Attualità
In Tanzania giovani donne rischiano 30 anni di carcere perché calciatrici
Nel Paese africano il calcio è riservato ai “maschi” e l’unico sport riservato alle donne per non essere emarginate è una specie di pallacanestro.
di Vito Nicola Lacerenza
Nell’arcipelago tanzaniano di Zanzibar, situato vicino le coste dell’Africa, si trova un villaggio di circa mille abitanti, Dole, dove un gruppo di ragazze ha deciso di creare una squadra di calcio chiamata “ragazze combattenti”. In un qualunque Paese occidentale la notizia non avrebbe destato interesse, ma in Tanzania il fatto che alcune giovani si organizzino autonomamente e giochino a calcio ha dell’incredibile. La stragrande maggioranza dei tanzaniani è di religione musulmana che fa della disparità tra i sessi uno dei suoi elementi fondamentali. Nell’Islam l’uomo ha un’importanza tre volte superiore a quella della donna, obbligata in virtù della sua inferiorità ad adottare solo “comportamenti femminili”. E il calcio non rientra tra questi. Ecco perché “le ragazze combattenti,” per praticare il loro sport preferito, devono lottare ogni giorno contro una società che tenta di emarginarle. «I miei genitori non mi hanno mai aggredita fisicamente ma hanno cercato in tutti i modi di non farmi giocare a pallone- ha detto Riziki Abdallah, 19 anni, componente della squadra delle “giovani combattenti”- In Tanzania il calcio è considerato un’attività esclusivamente maschile mentre alle donne sono riservati altri sport, come la “palla-rete”, una versione semplificata della pallacanestro, in cui non è necessario né palleggiare né effettuare passaggi col rimbalzo. Attenersi alla separazione tra attività maschili e femminili è indispensabile se non si vuole rischiare l’arresto.

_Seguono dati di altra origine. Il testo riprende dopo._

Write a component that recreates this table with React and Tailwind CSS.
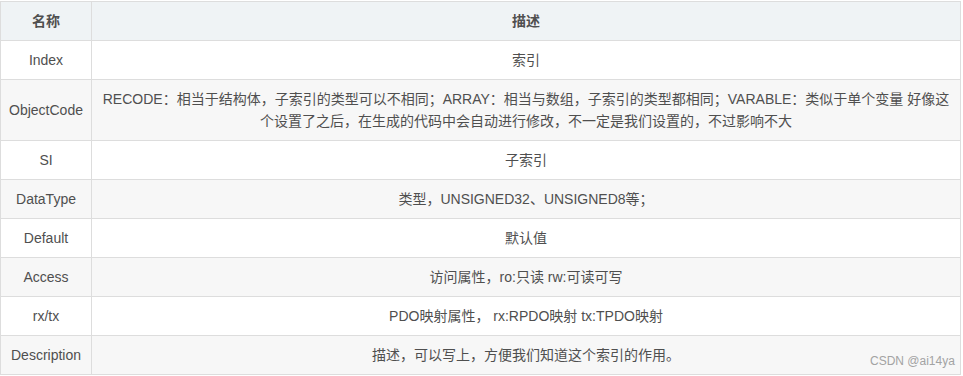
import React from 'react'

const rows = [
  ['Index', '索引'],
  [
    'ObjectCode',
    'RECODE：相当于结构体，子索引的类型可以不相同；ARRAY：相当与数组，子索引的类型都相同；VARABLE：类似于单个变量 好像这个设置了之后，在生成的代码中会自动进行修改，不一定是我们设置的，不过影响不大',
  ],
  ['SI', '子索引'],
  ['DataType', '类型，UNSIGNED32、UNSIGNED8等；'],
  ['Default', '默认值'],
  ['Access', '访问属性，ro:只读 rw:可读可写'],
  ['rx/tx', 'PDO映射属性， rx:RPDO映射 tx:TPDO映射'],
  ['Description', '描述，可以写上，方便我们知道这个索引的作用。'],
]

export default function App() {
  return (
    <div
      className="relative w-[963px] h-[376px] pt-[1px] bg-white text-[#4f4f4f] text-[14px] leading-[22px]"
      style={{ fontFamily: '"Liberation Sans", "Noto Sans CJK SC", sans-serif' }}
    >
      <table className="w-[961px] border-collapse table-fixed">
        <colgroup>
          <col className="w-[91px]" />
          <col />
        </colgroup>
        <thead>
          <tr className="bg-[#eff3f5]">
            <th className="border border-[#dddddd] px-[8px] py-[8px] font-bold text-center">名称</th>
            <th className="border border-[#dddddd] px-[10px] py-[8px] font-bold text-center">描述</th>
          </tr>
        </thead>
        <tbody>
          {rows.map(([name, desc], i) => (
            <tr key={name} className={i % 2 === 1 ? 'bg-[#f7f7f7]' : 'bg-white'}>
              <td className="border border-[#dddddd] px-[6px] py-[8px] text-center">{name}</td>
              <td className="border border-[#dddddd] px-[10px] py-[8px] text-center">{desc}</td>
            </tr>
          ))}
        </tbody>
      </table>

      {/* watermark */}
      <span className="absolute left-[870px] top-[353px] text-[12px] leading-[16px] text-[#a3a3a3]">
        CSDN @ai14ya
      </span>
    </div>
  )
}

La Tanzania è tra i 38 Paesi africani che proibiscono “l’omologazione della condotta”. In altre parole le autorità vietano categoricamente al “maschio” di adottare “condotte o atteggiamenti femminili” e alle donne di comportarsi in modo mascolino. Per gli “uomini effeminati” la legge tanzaniana prevede una pena detentiva che va dai 30 anni al carcere a vita. Nell’arcipelago di Zanzibar però gli anni di reclusione per lo stesso reato sono inferiori e la legislazione è “meno severa”, specie con le donne. Per loro esiste una legge speciale denominata “Sessione 153”, valida soltanto a Zanzibar. “Ogni donna che adotta condotte lesbiche con altre donne, sia che abbia un ruolo passivo o attivo, sarà colpevole di offesa e soggetta ad una pena carceraria non superiore ai cinque anni e ad una pena pecuniaria non superiore ai mille scellini”. Sebbene il calcio non sia catalogato tra le “condotte lesbiche” e non esista nessuna legge che vieti esplicitamente alle donne di giocare a pallone, gran parte della società tanzaniana considera le calciatrici lesbiche o eccessivamente mascoline. «Alle donne di Zanzibar piace essere femminili- ha detto il ministro tanzaniano dell’Informazione, cultura, turismo e sport Balozi Ali Abeid A.Karume- Se provi a chiederle di fare sport, loro ti risponderanno: “No, non voglio essere come un uomo”». Ma le atlete della squadra di calcio delle “ragazze combattenti” non sono della stessa opinione del ministro, così come le giovani che compongono le altre sei squadre della Lega di Calcio Femminile Tanzaniana. L’associazione non gode di alcun sovvenzionamento statale e le atlete non usufruiscono di nessuna struttura per potersi allenare. Giocano su terreni incolti pieni di dislivelli e pietre, rischiando continuamente di infortunarsi. Ma il pericolo non frena le “giovani combattenti” che, dopo aver resistito ai pregiudizi della società e alle pressioni delle loro famiglie, affermano “di non aver più paura di niente”.